Panupong «Mike» Jadnok, une tête d'affiche de la contestation, a été interpellé, selon des images retransmises en direct sur les réseaux sociaux. Il est poursuivi pour avoir violé l'interdiction de rassemblement. D'autres manifestations ont eu lieu dans le pays.

La monarchie, sujet tabou

Le mouvement, qui défile depuis trois mois, réclame la démission du Premier ministre Prayut Chan-O-Cha, porté au pouvoir par un coup d'Etat en 2014 et légitimé par des élections controversées l'année dernière. Il ose aussi demander une réforme de la puissante et richissime monarchie, un sujet tabou dans le pays il y a peu.

Le roi Maha Vajiralongkorn n'a pas directement commenté les événements en cours, mais déclaré à la télévision publique que la Thaïlande a «besoin d'un peuple qui aime son pays, d'un peuple qui aime l'institution» que représente la monarchie.

La situation suscite un fort engouement international: samedi soir le hashtag #mobOctober17 était numéro un sur Twitter.

Dizaines d'arrestations

Jeudi et vendredi, plusieurs milliers de personnes s'étaient déjà réunies dans le centre de la capitale, malgré la promulgation d'un décret d'urgence interdisant tout rassemblement de plus de quatre personnes.

Des dizaines de personnes ont été interpellées ces quatre derniers jours, dont neuf leaders du mouvement pro-démocratie. Certains ont été libérés sous caution, d'autres comme Anon Numpa, particulièrement virulent envers la royauté, ont été emprisonnés dans le nord du pays.

«Arrestations arbitraires»

Le parti d'opposition Pheu Thai a appelé le gouvernement à lever immédiatement les mesures d'urgence et à libérer les personnes détenues.

Le décret promulgué est «un feu vert» donné aux autorités «pour violer des droits fondamentaux et opérer des arrestations arbitraires en toute impunité», a condamné l'ONG Human Rights Watch, appelant la communauté internationale à réagir.

«Ne violez pas la loi, (...) je ne démissionnerai pas», a mis en garde vendredi le général Prayut Chan-O-Cha, ajoutant que les mesures d'urgence seraient appliquées pendant une période maximale de 30 jours. Un couvre-feu n'est pas exclu dans la capitale.

Le militaire est au pouvoir depuis qu'il a renversé, par un coup d'Etat en 2014, Yingluck Shinawatra, soeur de l'ex-Premier ministre Thaksin Shinawatra.

«Des centaines de milliers de personnes demandent aujourd'hui des changements», a relevé cette dernière sur Twitter, exhortant Prayut Chan-O-Cha à tout faire pour «restaurer la paix».

Crise économique

Aux tensions politiques s'ajoute une grave crise économique. Tributaire du tourisme et verrouillée depuis la pandémie de coronavirus, la Thaïlande est en pleine récession avec des millions de personnes sans emploi.

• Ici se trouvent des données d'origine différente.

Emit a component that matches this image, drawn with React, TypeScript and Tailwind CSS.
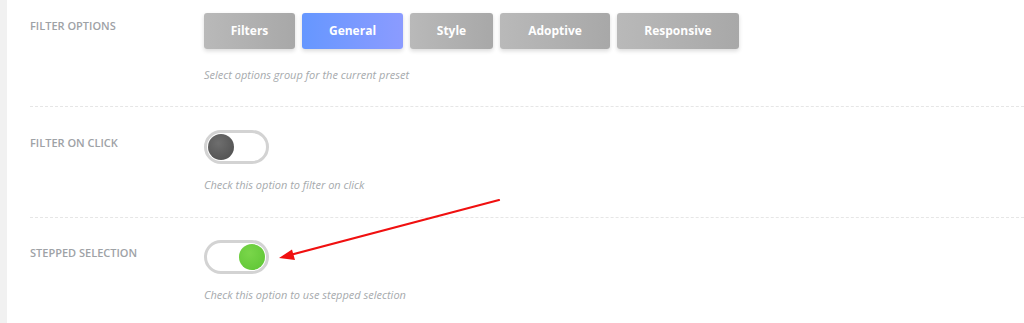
import { ReactNode } from 'react';

// Filter preset settings panel: option groups, two toggles and an annotation arrow.
const groups = ['Filters', 'General', 'Style', 'Adoptive', 'Responsive'];
const groupWidths: Record<string, string> = {
  Filters: 'w-[91px]',
  General: 'w-[101px]',
  Style: 'w-[83px]',
  Adoptive: 'w-[110px]',
  Responsive: 'w-[122px]',
};

function Row({ label, children }: { label: string; children: ReactNode }) {
  return (
    <div className="flex">
      <div className="w-[174px] shrink-0 pt-[6px] text-[11px] font-semibold uppercase leading-[14px] text-[#9ea2a6]">{label}</div>
      <div className="flex-1">{children}</div>
    </div>
  );
}

function Toggle({ on }: { on?: boolean }) {
  return (
    <div className={`flex h-[34px] w-[65px] items-center rounded-full border-[3px] border-[#d3d3d3] bg-white px-[1px] ${on ? 'justify-end' : 'justify-start'}`}>
      <span
        className={`h-[26px] w-[26px] rounded-full ${on ? 'bg-[radial-gradient(circle_at_40%_35%,#7ad64a,#5cc433)]' : 'bg-[radial-gradient(circle_at_40%_35%,#6e6e6e,#4c4c4c)]'}`}
      />
    </div>
  );
}

function Hint({ children }: { children: ReactNode }) {
  return <p className="text-[11px] italic leading-4 text-[#a6aaad]">{children}</p>;
}

export default function App() {
  return (
    <main className="relative flex h-[323px] w-[1024px] overflow-hidden bg-white font-['Open_Sans',sans-serif]">
      <div className="w-[7px] shrink-0 bg-[#f1f1f1]" />
      <div className="flex-1 pl-[23px]">
        <div className="pt-[13px] pb-[23px]">
          <Row label="Filter options">
            <div className="flex gap-[7px]">
              {groups.map((g) => (
                <button
                  key={g}
                  className={`h-9 rounded-[3px] text-[12px] font-bold text-white shadow-[0_2px_4px_rgba(0,0,0,0.15)] ${groupWidths[g]} ${g === 'General' ? 'bg-gradient-to-r from-[#6597ff] to-[#8b9bff]' : 'bg-gradient-to-r from-[#b9b9b9] to-[#a8a8a8]'}`}
                >
                  {g}
                </button>
              ))}
            </div>
            <div className="mt-[18px]">
              <Hint>Select options group for the current preset</Hint>
            </div>
          </Row>
        </div>
        <div className="border-t border-dashed border-[#e6e6e6] pt-[23px] pb-[24px]">
          <Row label="Filter on click">
            <Toggle />
            <div className="mt-[13px]">
              <Hint>Check this option to filter on click</Hint>
            </div>
          </Row>
        </div>
        <div className="border-t border-dashed border-[#e6e6e6] pt-[22px]">
          <Row label="Stepped selection">
            <Toggle on />
            <div className="mt-[13px]">
              <Hint>Check this option to use stepped selection</Hint>
            </div>
          </Row>
        </div>
      </div>
      <svg className="pointer-events-none absolute left-0 top-0" width="1024" height="323">
        <line x1="499" y1="200" x2="290" y2="255" stroke="#f01010" strokeWidth="2.2" strokeLinecap="round" />
        <polygon points="279,258 292,249.5 295,260" fill="#f01010" />
      </svg>
    </main>
  );
}
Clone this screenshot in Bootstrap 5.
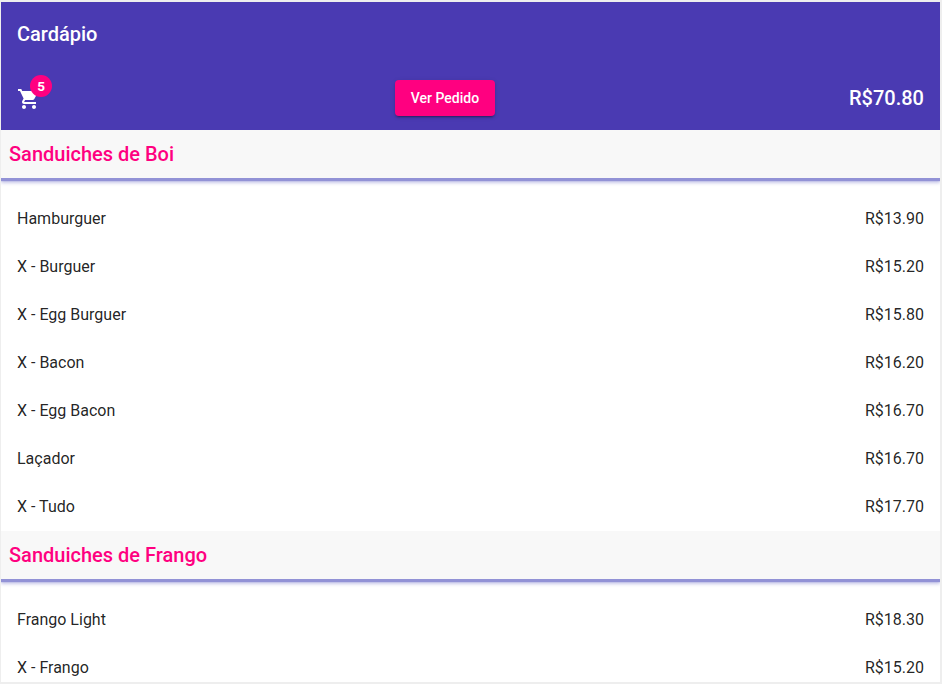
<!DOCTYPE html>
<html lang="pt">
<head>
    <meta charset="UTF-8">
    <meta name="viewport" content="width=device-width, initial-scale=1.0">
    <title>Cardápio</title>
    <link href="https://cdn.jsdelivr.net/npm/bootstrap@5.3.0/dist/css/bootstrap.min.css" rel="stylesheet">
    <style>
        html, body {
            height: 100%;
            overflow: hidden;
        }
        body {
            background-color: #eeeeee;
            font-family: Roboto, "Liberation Sans", sans-serif;
            padding: 2px 2px 0 1px;
        }
        .app-shell {
            background-color: #fff;
            height: 680px;
            overflow: hidden;
        }
        .top-bar {
            background-color: #4a3ab2;
            color: #fff;
        }
        .top-row {
            height: 64px;
            padding: 0 16px;
        }
        .top-title {
            font-size: 20px;
            font-weight: 500;
        }
        .cart-box {
            width: 24px;
            height: 24px;
        }
        .cart-count {
            top: -11px;
            right: -11px;
            width: 22px;
            height: 22px;
            background-color: #ff0080;
            font-size: 13.5px;
            font-weight: 700;
        }
        .order-btn {
            background-color: #ff0080;
            color: #fff;
            font-size: 14px;
            font-weight: 500;
            height: 36px;
            width: 100px;
            padding: 0;
            border: 0;
            border-radius: 4px;
            box-shadow: 0 3px 1px -2px rgba(0,0,0,.2), 0 2px 2px 0 rgba(0,0,0,.14), 0 1px 5px 0 rgba(0,0,0,.12);
        }
        .order-total {
            font-size: 20px;
            font-weight: 500;
        }
        .section-head {
            height: 48px;
            padding: 0 8px;
            background-color: #f8f8f8;
            color: #ff0080;
            font-size: 20px;
            font-weight: 500;
            line-height: 48px;
            box-shadow: 0 3px 1px 0 #9292d6, 0 5px 3px 0 rgba(146,146,214,.5);
            position: relative;
        }
        .menu-list {
            padding-top: 17px;
        }
        .menu-row {
            height: 48px;
            padding: 0 16px;
            font-size: 16px;
            color: rgba(0,0,0,.87);
        }
    </style>
</head>
<body>
<div class="app-shell">
    <div class="top-bar">
        <div class="top-row d-flex align-items-center">
            <span class="top-title">Cardápio</span>
        </div>
        <div class="top-row d-flex align-items-center justify-content-between">
            <div class="cart-box position-relative">
                <svg width="24" height="24" viewBox="0 0 24 24" fill="#fff"><path d="M7 18c-1.1 0-1.99.9-1.99 2S5.900 22 7 22s2-.9 2-2-.9-2-2-2zM1 2v2h2l3.600 7.590-1.350 2.450c-.16.280-.25.610-.25.960 0 1.100.9 2 2 2h12v-2H7.420c-.14 0-.25-.11-.25-.25l.03-.12.9-1.630h7.450c.75 0 1.410-.41 1.750-1.030l3.580-6.490A1 1 0 0 0 20 4H5.210l-.94-2H1zm16 16c-1.100 0-1.990.9-1.990 2s.89 2 1.990 2 2-.9 2-2-.9-2-2-2z"/></svg>
                <span class="cart-count position-absolute rounded-circle d-flex align-items-center justify-content-center">5</span>
            </div>
            <button type="button" class="btn order-btn">Ver Pedido</button>
            <span class="order-total">R$70.80</span>
        </div>
    </div>

    <div class="section-head">Sanduiches de Boi</div>
    <div class="menu-list">
        <div class="menu-row d-flex align-items-center justify-content-between"><span>Hamburguer</span><span>R$13.90</span></div>
        <div class="menu-row d-flex align-items-center justify-content-between"><span>X - Burguer</span><span>R$15.20</span></div>
        <div class="menu-row d-flex align-items-center justify-content-between"><span>X - Egg Burguer</span><span>R$15.80</span></div>
        <div class="menu-row d-flex align-items-center justify-content-between"><span>X - Bacon</span><span>R$16.20</span></div>
        <div class="menu-row d-flex align-items-center justify-content-between"><span>X - Egg Bacon</span><span>R$16.70</span></div>
        <div class="menu-row d-flex align-items-center justify-content-between"><span>Laçador</span><span>R$16.70</span></div>
        <div class="menu-row d-flex align-items-center justify-content-between"><span>X - Tudo</span><span>R$17.70</span></div>
    </div>

    <div class="section-head">Sanduiches de Frango</div>
    <div class="menu-list">
        <div class="menu-row d-flex align-items-center justify-content-between"><span>Frango Light</span><span>R$18.30</span></div>
        <div class="menu-row d-flex align-items-center justify-content-between"><span>X - Frango</span><span>R$15.20</span></div>
    </div>
</div>
<script src="https://cdn.jsdelivr.net/npm/bootstrap@5.3.0/dist/js/bootstrap.bundle.min.js"></script>
</body>
</html>
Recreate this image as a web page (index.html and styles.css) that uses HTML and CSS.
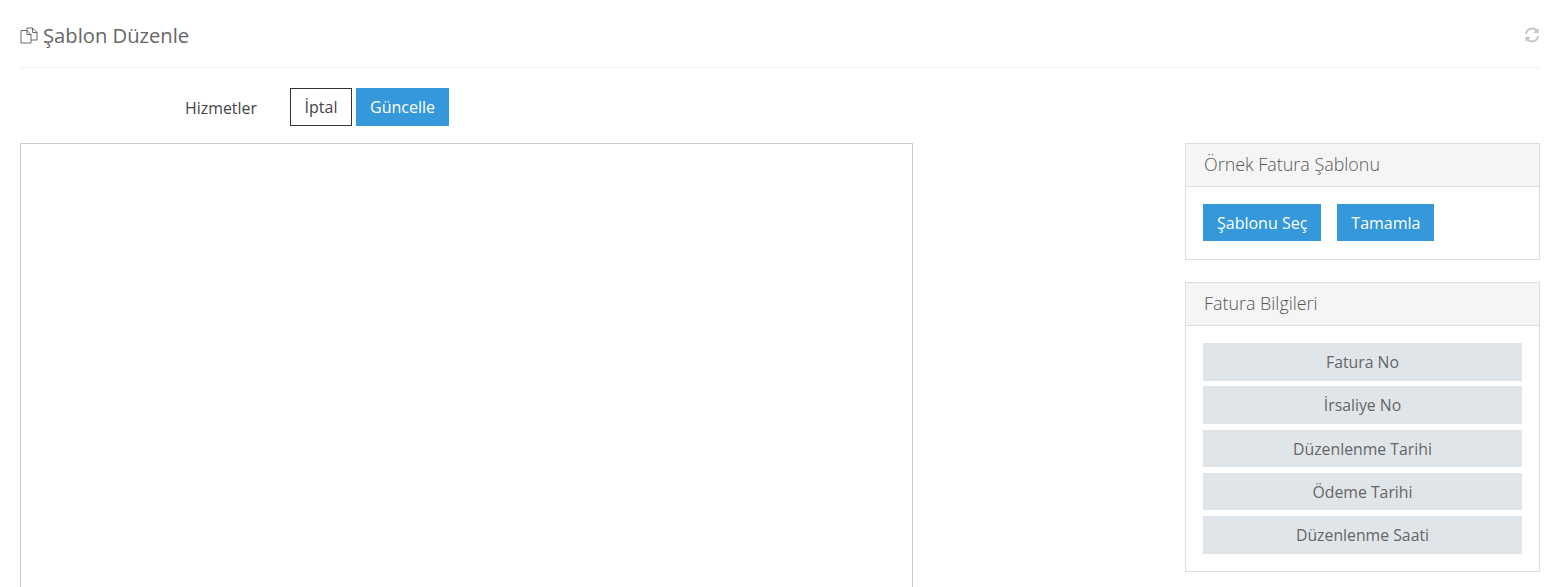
FILE: index.html
```html
<!DOCTYPE html>
<html lang="tr">
<head>
  <meta charset="UTF-8" />
  <meta name="viewport" content="width=device-width, initial-scale=1.0" />
  <title>Şablon Düzenle</title>
  <link rel="stylesheet" href="styles.css">
</head>
<body>
<div class="page">
  <div class="page-header">
    <h1 class="page-title">
      <svg class="title-icon" width="18" height="17" viewBox="0 0 18 17" fill="none" stroke="#666" stroke-width="1">
        <path d="M1 3.5 H7 L11 7.5 V16 H1 Z" />
        <path d="M7 3.5 V7.5 H11" />
        <path d="M7 3.5 V1 H12.5 L17 5.5 V13 H11" />
        <path d="M12.5 1 V5.5 H17" />
      </svg>
      Şablon Düzenle
    </h1>
    <svg class="refresh-icon" width="16" height="16" viewBox="0 0 16 16" fill="none" stroke="#c4c4c4" stroke-width="2">
      <path d="M2 7 A6 6 0 0 1 12.5 3.6" />
      <path d="M14 9 A6 6 0 0 1 3.5 12.4" />
      <path d="M14.5 1 V6 H9.5 Z" fill="#c4c4c4" stroke="none" />
      <path d="M1.5 15 V10 H6.5 Z" fill="#c4c4c4" stroke="none" />
    </svg>
  </div>

  <div class="toolbar">
    <span class="toolbar-label">Hizmetler</span>
    <button class="btn btn-outline">İptal</button>
    <button class="btn btn-primary">Güncelle</button>
  </div>

  <div class="content">
    <div class="editor"></div>
    <div class="sidebar">
      <div class="panel">
        <div class="panel-heading">Örnek Fatura Şablonu</div>
        <div class="panel-body panel-actions">
          <button class="btn btn-primary">Şablonu Seç</button>
          <button class="btn btn-primary">Tamamla</button>
        </div>
      </div>
      <div class="panel">
        <div class="panel-heading">Fatura Bilgileri</div>
        <div class="panel-body field-list">
          <div class="field">Fatura No</div>
          <div class="field">İrsaliye No</div>
          <div class="field">Düzenlenme Tarihi</div>
          <div class="field">Ödeme Tarihi</div>
          <div class="field">Düzenlenme Saati</div>
        </div>
      </div>
    </div>
  </div>
</div>
</body>
</html>
```

FILE: styles.css
```css
body,
html {
  margin: 0;
  padding: 0;
  height: 100%;
  overflow: hidden;
  background-color: #fff;
  font-family: "Open Sans", sans-serif;
  color: #555;
}
.page {
  padding: 0 14px 0 20px;
}
.page-header {
  display: flex;
  align-items: center;
  justify-content: space-between;
  height: 68px;
  padding-top: 3px;
  box-sizing: border-box;
  border-bottom: 1px solid #f0f0f0;
}
.page-title {
  display: flex;
  align-items: center;
  gap: 5px;
  margin: 0;
  font-size: 20.2px;
  font-weight: 400;
  color: #666;
}
.toolbar {
  display: flex;
  align-items: center;
  margin-top: 20px;
  padding-left: 165px;
}
.toolbar-label {
  width: 105px;
  padding-top: 1px;
  font-size: 15.9px;
  color: #444;
}
.btn {
  height: 38px;
  padding: 0 14px;
  border: none;
  border-radius: 0;
  font-family: inherit;
  font-size: 16px;
  box-sizing: border-box;
}
.btn-outline {
  width: 62px;
  margin-right: 4px;
  padding: 0;
  background-color: #fff;
  border: 1px solid #333;
  color: #444;
}
.btn-primary {
  background-color: #3498db;
  color: #fff;
}
.panel-actions .btn {
  height: 37px;
}
.content {
  display: flex;
  justify-content: space-between;
  margin-top: 17px;
}
.editor {
  width: 893px;
  height: 600px;
  box-sizing: border-box;
  border: 1px solid #ccc;
}
.sidebar {
  display: flex;
  flex-direction: column;
  gap: 22px;
  width: 355px;
}
.panel {
  border: 1px solid #ddd;
}
.panel-heading {
  height: 42px;
  line-height: 40px;
  padding: 0 18px;
  background-color: #f5f5f5;
  border-bottom: 1px solid #ddd;
  font-size: 17.9px;
  font-weight: 300;
  color: #555;
}
.panel-body {
  padding: 17px;
}
.panel-actions {
  padding-bottom: 18px;
  display: flex;
  gap: 16px;
}
.field-list {
  display: flex;
  flex-direction: column;
  gap: 5.7px;
}
.field {
  height: 37.6px;
  line-height: 39px;
  text-align: center;
  background-color: #e0e5ea;
  font-size: 15.8px;
  color: #666;
}
```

Les autorités ont motivé la promulgation des mesures d'urgence en dénonçant notamment des incidents mercredi à l'encontre d'un cortège royal.

Plusieurs dizaines de manifestants, en marge d'un grand rassemblement pro-démocratie, avaient levé trois doigts devant le véhicule de la reine Suthida, en signe de défi. Deux activistes ont été interpellés et mis en examen pour «violence envers la reine», une accusation rarissime, passible de la prison à vie.

La Thaïlande est habituée aux violences politiques, avec 12 coups d'Etat depuis l'abolition de la monarchie absolue en 1932. Vu la situation et le durcissement des positions, «la probabilité d'une autre prise de contrôle du pays par les militaires est envisageable», selon Thitinan Pongsudhirak, politologue à l'université Chulalongkorn de Bangkok.